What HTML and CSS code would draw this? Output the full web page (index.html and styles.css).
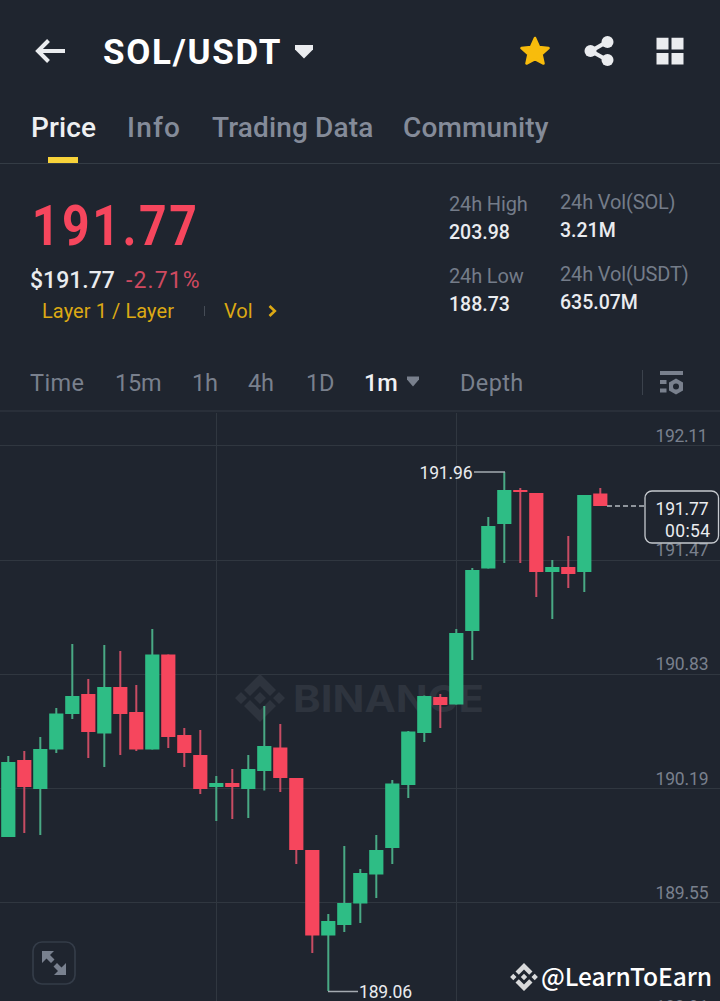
FILE: index.html
```html
<!DOCTYPE html>
<html lang="en">
<head>
<meta charset="utf-8">
<title>SOL/USDT</title>
<link rel="stylesheet" href="styles.css">
</head>
<body>
<div class="app">
  <header class="header">
    <svg class="back" width="32" height="26" viewBox="0 0 32 26"><path d="M31 13H4M14.500 2.500L4 13l10.500 10.500" fill="none" stroke="#eaecef" stroke-width="4"/></svg>
    <h1 class="pair">SOL/USDT</h1>
    <svg class="caret" width="20" height="15" viewBox="0 0 20 15"><path d="M1 1h18v4.500L10 14.500 1 5.500z" fill="#eaecef"/></svg>
    <div class="actions">
      <svg width="32" height="32" viewBox="0 0 32 32"><path d="M16 3l4 9 9.500 1-7 6.300 2 9.200-8.500-4.300L7.500 28.500l2-9.200-7-6.300 9.500-1z" fill="#f8bc0c" stroke="#f8bc0c" stroke-width="2.600" stroke-linejoin="round"/></svg>
      <svg width="32" height="32" viewBox="0 0 32 32"><path d="M24.500 6.500L8 16l16.500 9.200" fill="none" stroke="#eaecef" stroke-width="4"/><g fill="#eaecef"><circle cx="24.500" cy="7" r="6"/><circle cx="7.500" cy="16" r="6"/><circle cx="24.500" cy="25" r="6"/></g></svg>
      <svg width="28" height="28" viewBox="0 0 28 28"><path d="M.5.800h12v11.700H.5zM15.500.800h12v11.700h-12zM.5 16h12v11.500H.5zM15.500 16h12v11.500h-12z" fill="#eaecef"/></svg>
    </div>
  </header>
  <nav class="tabs">
    <a class="tab tab-price active">Price</a>
    <a class="tab tab-info">Info</a>
    <a class="tab tab-data">Trading Data</a>
    <a class="tab tab-community">Community</a>
  </nav>
  <section class="summary">
    <div class="quote">
      <div class="last">191.77</div>
      <div class="sub"><span class="fiat">$191.77</span><span class="change">-2.71%</span></div>
      <div class="tags"><span class="tag-layer">Layer 1 / Layer</span><i class="tag-sep"></i><span class="tag-vol">Vol</span><svg width="10" height="14" viewBox="0 0 10 14"><path d="M1.500 2L6.800 7l-5.300 5" fill="none" stroke="#dca914" stroke-width="2.600"/></svg></div>
    </div>
    <dl class="stats col-a">
      <dt>24h High</dt><dd>203.98</dd>
      <dt>24h Low</dt><dd>188.73</dd>
    </dl>
    <dl class="stats col-b">
      <dt>24h Vol(SOL)</dt><dd>3.21M</dd>
      <dt>24h Vol(USDT)</dt><dd>635.07M</dd>
    </dl>
  </section>
  <nav class="frames">
    <a class="wide">Time</a><a>15m</a><a>1h</a><a>4h</a><a>1D</a>
    <a class="current">1m<svg width="14" height="11" viewBox="0 0 14 11"><path d="M1 .500h12v3L7 10.500 1 3.500z" fill="#79808d"/></svg></a>
    <a class="wide">Depth</a>
    <i class="rule"></i>
    <svg width="26" height="26" viewBox="0 0 26 26"><g fill="#79808d"><path d="M1 1h23v4H1zM1 10h6.500v4H1zM1 18.500h6.500v4H1z"/><path fill-rule="evenodd" d="M17 8.500l7 4v8l-7 4-7-4v-8zM17 13.500a3 3 0 1 0 0 6 3 3 0 0 0 0-6z"/></g></svg>
  </nav>
  <main class="chart">
    <svg id="plot" width="720" height="589" viewBox="0 412 720 589">
      <g stroke="#303740" stroke-width="1">
        <path d="M0 445.500H720M0 560.500H720M0 674.500H720M0 788.500H720M0 902.500H720M216.500 413V1001M456.500 413V1001"/>
      </g>
      <g class="mark" fill="#2e343e">
        <path d="M260 674l16 16-6 6-10-10-10 10-6-6zM260 722l16-16-6-6-10 10-10-10-6 6zM260 692l6 6-6 6-6-6zM241 692l6 6-6 6-6-6zM279 692l6 6-6 6-6-6z"/>
        <text x="293" y="712" textLength="191" lengthAdjust="spacingAndGlyphs">BINANCE</text>
      </g>
      <g id="candles"></g>
      <path d="M474 472H505M328 991.500H358" stroke="#a4aab1" stroke-width="1.600"/>
      <path d="M607 506H645" stroke="#b5bac1" stroke-width="1.500" stroke-dasharray="5 3"/>
      <g class="axis">
        <text x="655.500" y="442" textLength="52">192.11</text>
        <text x="655.500" y="556" textLength="53">191.47</text>
        <text x="655.500" y="670" textLength="53">190.83</text>
        <text x="655.500" y="785" textLength="53">190.19</text>
        <text x="655.500" y="899" textLength="53">189.55</text>
        <text x="655.500" y="1013" textLength="53">188.91</text>
      </g>
      <rect x="645" y="491" width="73.500" height="52" rx="7" fill="#1f252f" stroke="#c5c9ce" stroke-width="1.300"/>
      <g class="callout">
        <text x="655.500" y="515" textLength="53">191.77</text>
        <text x="665" y="537" textLength="45">00:54</text>
        <text x="419.500" y="479" textLength="53">191.96</text>
        <text x="359" y="998" textLength="53">189.06</text>
      </g>
      <rect x="33" y="942" width="42" height="42" rx="9" fill="none" stroke="#343c48" stroke-width="1.700"/>
      <path d="M42 951h12l-4 4 4.500 4.500-3.500 3.500-4.500-4.500-4.500 4.500zM66 975H54l4-4-4.500-4.500 3.500-3.500 4.500 4.500L66 963z" fill="#79818f"/>
      <g class="credit">
        <path d="M524 963l8.500 8.500-3.300 3.300-5.200-5.200-5.200 5.200-3.300-3.300zM524 991l8.500-8.500-3.300-3.300-5.200 5.200-5.200-5.200-3.300 3.300zM524 973.800l3.200 3.200-3.200 3.200-3.200-3.200zM513.300 973.800l3.200 3.200-3.200 3.200-3.200-3.200zM534.700 973.800l3.200 3.200-3.200 3.200-3.200-3.200z" fill="#d9dadb"/>
        <text x="541" y="985.500" textLength="171">@LearnToEarn</text>
      </g>
    </svg>
  </main>
</div>
<script src="chart.js"></script>
</body>
</html>
```

FILE: styles.css
```css
* { box-sizing: border-box; margin: 0; padding: 0; }
body { background: #1f252f; color: #eaecef; font-family: Roboto, "Liberation Sans", sans-serif; overflow: hidden; }
svg { display: block; flex: none; }
.app { width: 720px; height: 1001px; display: flex; flex-direction: column; overflow: hidden; }

.header { height: 102px; display: flex; align-items: center; padding: 0 36px 0 34px; flex: none; }
.pair { margin-left: 37px; margin-top: 4px; width: 177px; font-size: 35px; line-height: 40px; font-weight: 700; letter-spacing: 1.700px; color: #fff; white-space: nowrap; }
.caret { margin-left: 14px; }
.actions { margin-left: auto; display: flex; align-items: center; }
.actions svg + svg { margin-left: 32px; }
.actions svg:last-child { margin-left: 41px; }

.tabs { height: 62px; flex: none; display: grid; grid-template-columns: 96px 85px 191px 160px; padding-left: 31px; border-bottom: 1px solid #343c45; }
.tab { color: #848b99; font-size: 28px; line-height: 51px; font-weight: 500; white-space: nowrap; letter-spacing: .150px; }
.tab-info { letter-spacing: 1.200px; }
.tab.active { color: #eef0f2; display: flex; flex-direction: column; }
.tab.active::after { content: ""; width: 30px; height: 6px; margin: 4px 0 0 17px; background: #f8d33a; }

.summary { height: 188px; flex: none; display: grid; grid-template-columns: 418px 111px 160px; padding-left: 31px; white-space: nowrap; }
.last { margin-top: 32px; width: 190px; font-size: 56px; line-height: 60px; font-weight: 700; color: #f6465d; letter-spacing: 3px; transform: scaleX(.86); transform-origin: 0 0; padding-left: 1px; }
.sub { display: flex; margin-top: 11px; font-size: 23px; line-height: 28px; font-weight: 500; }
.fiat { width: 96px; margin-left: -1px; }
.change { color: #cf4a60; font-weight: 400; letter-spacing: 1.100px; }
.tags { display: flex; align-items: center; padding-left: 11px; margin-top: 4px; color: #dca914; font-size: 20px; line-height: 24px; letter-spacing: .080px; }
.tag-layer { width: 162px; }
.tag-sep { width: 1px; height: 10px; background: #454c56; }
.tag-vol { width: 44px; margin-left: 19px; }
.stats { font-size: 20px; line-height: 28px; }
.col-a { padding-top: 26px; }
.col-b { padding-top: 24px; }
.stats dt { color: #747c89; letter-spacing: -.150px; height: 28px; }
.stats dd { color: #eaecef; font-size: 19.500px; font-weight: 500; padding-top: 1px; margin-bottom: 15px; }

.frames { height: 60px; flex: none; display: grid; grid-template-columns: 85px 77px 56px 58px 58px 96px 182px 17px 26px; align-items: center; padding: 3px 0 0 30px; border-bottom: 2px solid #292f39; color: #79808d; font-size: 23.500px; }
.frames a { white-space: nowrap; letter-spacing: -.200px; }
.frames .wide { letter-spacing: .400px; }
.frames .current { color: #f0f1f3; font-weight: 500; display: flex; align-items: center; gap: 9px; }
.frames .current svg { margin-top: -3px; }
.rule { width: 1px; height: 25px; background: #3b424c; }

.chart { flex: 1; min-height: 0; }
.mark text { font: 700 37px Inter, sans-serif; }
.axis { font: 400 17.500px Roboto, sans-serif; fill: #79808d; }
.callout { font: 400 17.500px Roboto, sans-serif; fill: #eaecef; }
.credit text { font: 500 24.500px "Noto Sans CJK SC", "Noto Sans", sans-serif; fill: #fff; }
.up { fill: #2ebd85; }
.down { fill: #f6465d; }
.wick-up { fill: #49a984; }
.wick-down { fill: #c84c63; }
```

FILE: chart.js
```js
// Each candle: direction, high, body top, body bottom, low.
const candles = [
  ["up", 756, 762, 837, 837], ["down", 751, 760, 787, 833], ["up", 737, 749, 789, 835],
  ["up", 708, 713.5, 749.5, 753], ["up", 644, 696, 714, 719], ["down", 679, 694, 732, 758],
  ["up", 645, 687, 733.5, 767], ["down", 651, 687, 714, 755], ["down", 685, 712, 749.5, 751],
  ["up", 629, 654.5, 749.5, 749.5], ["down", 654.5, 654.5, 737, 748], ["down", 728, 735, 753, 767],
  ["down", 730, 755, 789, 794], ["up", 776, 783, 787, 821], ["down", 769, 783, 787, 819],
  ["up", 755, 769, 789, 818], ["up", 706, 746, 771, 790.5], ["down", 724, 747.5, 778, 792],
  ["down", 778, 778, 850, 864], ["down", 850, 850, 935.5, 953], ["up", 914, 921, 935.5, 991],
  ["up", 846, 903, 925, 932], ["up", 869, 873, 903.5, 923], ["up", 835, 850, 874.5, 898],
  ["up", 780, 783.5, 848, 864], ["up", 731, 731.5, 785, 798], ["up", 695.5, 696, 733, 742],
  ["down", 694, 697, 705, 728], ["up", 629, 633, 704.5, 704.5], ["up", 568, 570, 631, 660],
  ["up", 517, 526, 568.5, 568.5], ["up", 472, 490, 524, 563], ["down", 488, 490, 492, 563],
  ["down", 493, 493, 572, 597], ["up", 560, 567, 572, 619], ["down", 536, 567, 574, 588],
  ["up", 495, 495, 572, 592], ["down", 488, 493.5, 506, 506]
];
const layer = document.getElementById("candles");
function rect(cls, x, y, w, h) {
  const r = document.createElementNS("http://www.w3.org/2000/svg", "rect");
  for (const [k, v] of Object.entries({ class: cls, x, y, width: w, height: h })) r.setAttribute(k, v);
  layer.appendChild(r);
}
candles.forEach(([dir, high, top, bottom, low], i) => {
  const cx = 8.3 + i * 16;
  rect("wick-" + dir, cx - 1, high, 2, low - high);
  rect(dir, cx - 7.1, top, 14.2, bottom - top);
});
```
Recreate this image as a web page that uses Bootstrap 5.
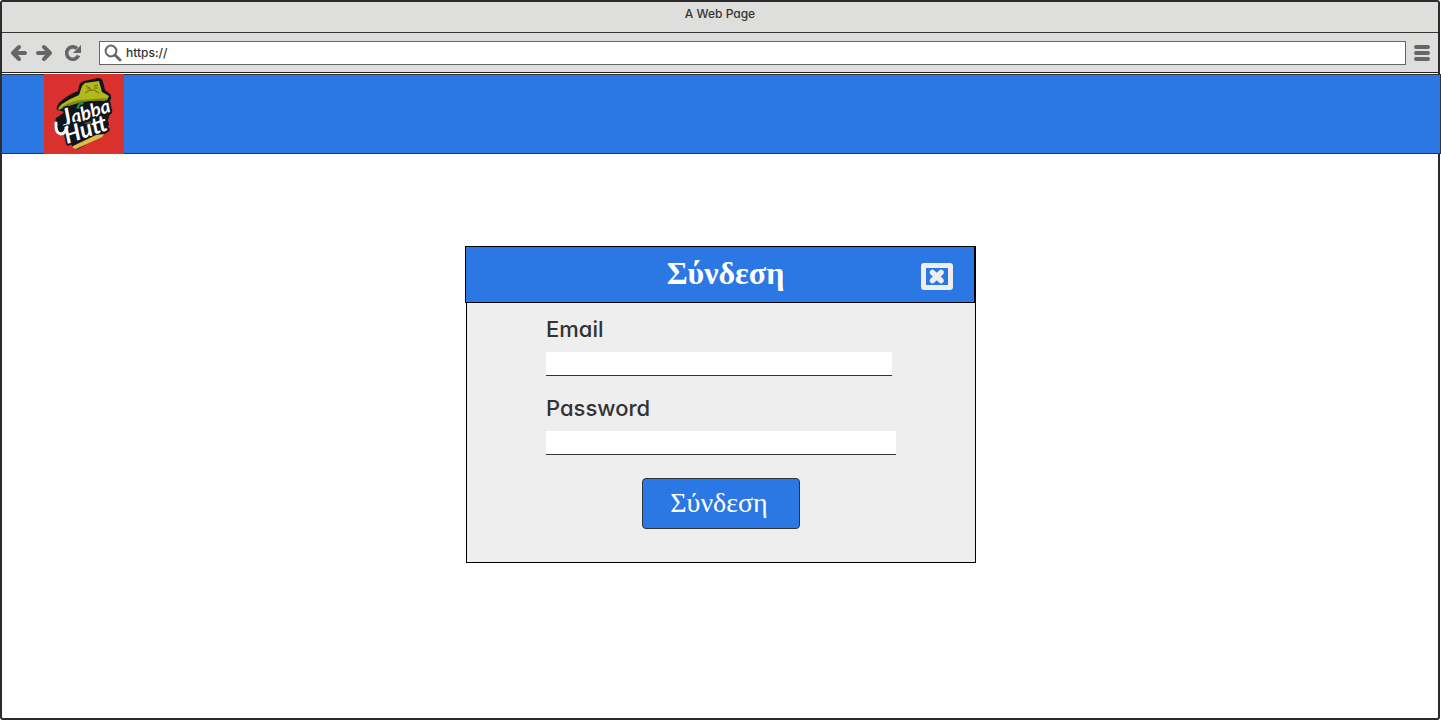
<!DOCTYPE html>
<html lang="el">
<head>
<meta charset="utf-8">
<meta name="viewport" content="width=device-width, initial-scale=1">
<title>A Web Page</title>
<link href="https://cdn.jsdelivr.net/npm/bootstrap@5.3.0/dist/css/bootstrap.min.css" rel="stylesheet">
<style>
  :root { --brand: #2b78e4; --ink: #333; --tool: #666; }
  body { font-family: Inter, "Open Sans", sans-serif; font-feature-settings: "cv11"; color: var(--ink); background: #fff; }
  .browser { border: 2px solid #2c2a2b; border-radius: 3px; margin-right: 1px; }
  .chrome { background: #dededc; }
  .title-bar { height: 31px; border-bottom: 1px solid var(--ink); font-size: 12px; line-height: 24px; font-weight: 500; }
  .tool-bar { height: 40px; border-bottom: 1px solid #222; padding: 0 7px; }
  .tool-btn { color: var(--tool); line-height: 0; }
  .tool-btn-reload { margin-left: 10px; }
  .address { height: 24px; border: 1px solid var(--tool); margin: 0 7px 0 16px; padding-left: 4px; }
  .address input { font-size: 12px; line-height: 22px; font-weight: 500; color: var(--ink); outline: 0; }
  .site-header { height: 80px; background: var(--brand); border: 1px solid #333; margin: 1px -3px 0 -1px; padding-left: 42px; }
  .site-header svg { margin: -1px 0; }
  .logo-word { font-family: Lato, sans-serif; font-weight: 700; font-style: italic; fill: #fff; stroke: #10151d; stroke-width: 4px; paint-order: stroke; stroke-linejoin: round; }
  .stage { padding-top: 92px; padding-bottom: 24px; }
  .login { width: 510px; margin-left: 2px; background: #eee; border: 1px solid #000; }
  .login-head { height: 57px; margin: -1px 0 0 -2px; background: var(--brand); border: 1px solid #000; padding: 0 21px 0 64px; }
  .login-head h1, .submit { font-family: "Liberation Serif", serif; color: #fff; }
  .login-head h1 { font-size: 32px; line-height: 52px; font-weight: 700; }
  .login-form { padding: 12px 79px 33px; }
  .login-form label { font-size: 22px; line-height: 28px; font-weight: 500; margin-bottom: 9px; }
  .field { height: 24px; background: #fff; border: 0; border-bottom: 1px solid #333; border-radius: 0; padding: 0 4px; font-size: 16px; }
  .field-email { width: 346px; margin-bottom: 18px; }
  .field-password { width: 350px; margin-bottom: 23px; }
  .submit { width: 158px; height: 51px; background: var(--brand); border: 1px solid #333; border-radius: 4px; font-size: 28px; line-height: 46px; padding: 0 4px 2px 0; }
  .submit:hover { background: #1f66cb; color: #fff; border-color: #333; }
</style>
</head>
<body>
<div class="browser min-vh-100 d-flex flex-column">
  <div class="chrome">
    <div class="title-bar text-center">A Web Page</div>
    <div class="tool-bar d-flex align-items-center">
      <button class="tool-btn btn p-0 border-0" type="button" aria-label="Back">
        <svg width="20" height="20" viewBox="0 0 20 20" fill="none" stroke="currentColor" stroke-width="4" stroke-linecap="round" stroke-linejoin="round"><path d="m10 4-6 6 6 6M5 10h11"/></svg>
      </button>
      <button class="tool-btn btn p-0 border-0 ms-1" type="button" aria-label="Forward">
        <svg width="20" height="20" viewBox="0 0 20 20" fill="none" stroke="currentColor" stroke-width="4" stroke-linecap="round" stroke-linejoin="round"><path d="m11 4 6 6-6 6M16 10H5"/></svg>
      </button>
      <button class="tool-btn tool-btn-reload btn p-0 border-0" type="button" aria-label="Reload">
        <svg width="20" height="20" viewBox="0 0 20 20" fill="none" stroke="currentColor"><path d="M14 5.500A6.200 6.200 0 1 0 15.500 12.500" stroke-width="3.600"/><path d="M18 2v8h-8z" fill="currentColor" stroke="none"/></svg>
      </button>
      <div class="address bg-white d-flex align-items-center flex-grow-1">
        <svg width="18" height="18" viewBox="0 0 18 18" fill="none" stroke="#666" aria-hidden="true"><circle cx="7" cy="7" r="5.400" stroke-width="2"/><path d="m11 11 5 5" stroke-width="3" stroke-linecap="round"/></svg>
        <input class="border-0 bg-transparent p-0 ms-1 flex-grow-1" type="text" value="https://" aria-label="Address">
      </div>
      <button class="tool-btn btn p-0 border-0" type="button" aria-label="Menu">
        <svg width="18" height="18" viewBox="0 0 18 18" stroke="currentColor" stroke-width="4" stroke-linecap="round"><path d="M3 3h12M3 9h12M3 15h12"/></svg>
      </button>
    </div>
  </div>

  <header class="site-header d-flex">
    <a href="#" aria-label="Jabba the Hutt">
      <svg class="d-block" width="80" height="80" viewBox="0 0 80 80">
        <path fill="#d9312e" d="M0 0h80v80H0z"/>
        <path d="M35 12q1-4 5-5l14-3q4 0 5 4l2 8 5 4q2 2 1 5l-3 4 3 9-2 5-1 3 1 5-2 3-1 5-26 15q-6 3-7-1l-2-4-4-8q-11 1-13-8l2-9 9-6-8-2q-1-3 2-7 8-8 19-12z" fill="#10151d"/>
        <path d="M14 36q1-4 4-6 7-5 17-9l3-9 3-3 14-2 3 11 7 4-2 4q-21-3-49 10z" fill="#b3b81b"/>
        <path d="M14 36q9-8 21-10l28-2-2 3q-22-2-47 9z" fill="#818b16"/>
        <path d="m42 12 4 2m4-2 4-1M41 19q5-4 9-3l5 3M43 15h4m3-1h4" fill="none" stroke="#6b6514"/>
        <text class="logo-word" font-size="19" transform="translate(20 53) rotate(-18)"><tspan font-size="24">J</tspan>abba</text>
        <text class="logo-word" font-size="23" transform="translate(23 70) rotate(-19)">Hutt</text>
        <path d="m40 49 7-2v3h-6z" fill="#574d15"/>
        <path d="m32 34 3-5 3-2 2 3-4 1-1 4z" fill="#218650"/>
        <path d="m29 72 23-11 8-1q-1 3-4 4L32 75q-4 0-3-3z" fill="#dabd4b"/>
        <path d="M12 49q-1 10 5 11 4 0 6-7" fill="none" stroke="#fff" stroke-width="3" stroke-linecap="round"/>
      </svg>
    </a>
  </header>

  <main class="stage d-flex justify-content-center align-items-start">
    <section class="login" aria-labelledby="login-title">
      <div class="login-head d-flex align-items-start">
        <h1 id="login-title" class="flex-grow-1 text-center mb-0">Σύνδεση</h1>
        <button class="btn p-0 border-0 lh-1 mt-3" type="button" aria-label="Κλείσιμο">
          <svg class="d-block" width="32" height="27" viewBox="0 0 32 27"><path d="M3 0h26q3 0 3 3v21q0 3-3 3H3q-3 0-3-3V3q0-3 3-3zm2 5v17h22V5z" fill="#eee" fill-rule="evenodd"/><path d="m11.500 9.500 8.500 8m0-8-8.500 8" stroke="#eee" stroke-width="5.500" stroke-linecap="round" transform="translate(0 0)"/></svg>
        </button>
      </div>
      <form class="login-form d-flex flex-column align-items-start" onsubmit="return false">
        <label for="email">Email</label>
        <input class="field field-email" id="email" type="email">
        <label for="password">Password</label>
        <input class="field field-password" id="password" type="password">
        <button class="submit btn align-self-center" type="submit">Σύνδεση</button>
      </form>
    </section>
  </main>
</div>
<script src="https://cdn.jsdelivr.net/npm/bootstrap@5.3.0/dist/js/bootstrap.bundle.min.js"></script>
</body>
</html>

###

- THE EXERCISE
Look over the listing. Pull out every line with the string "this" in it.

- FINAL RESULT
What HTML and CSS code would draw this? Output the full web page (index.html and styles.css).
Recreate this image as a web page that uses Bootstrap 5.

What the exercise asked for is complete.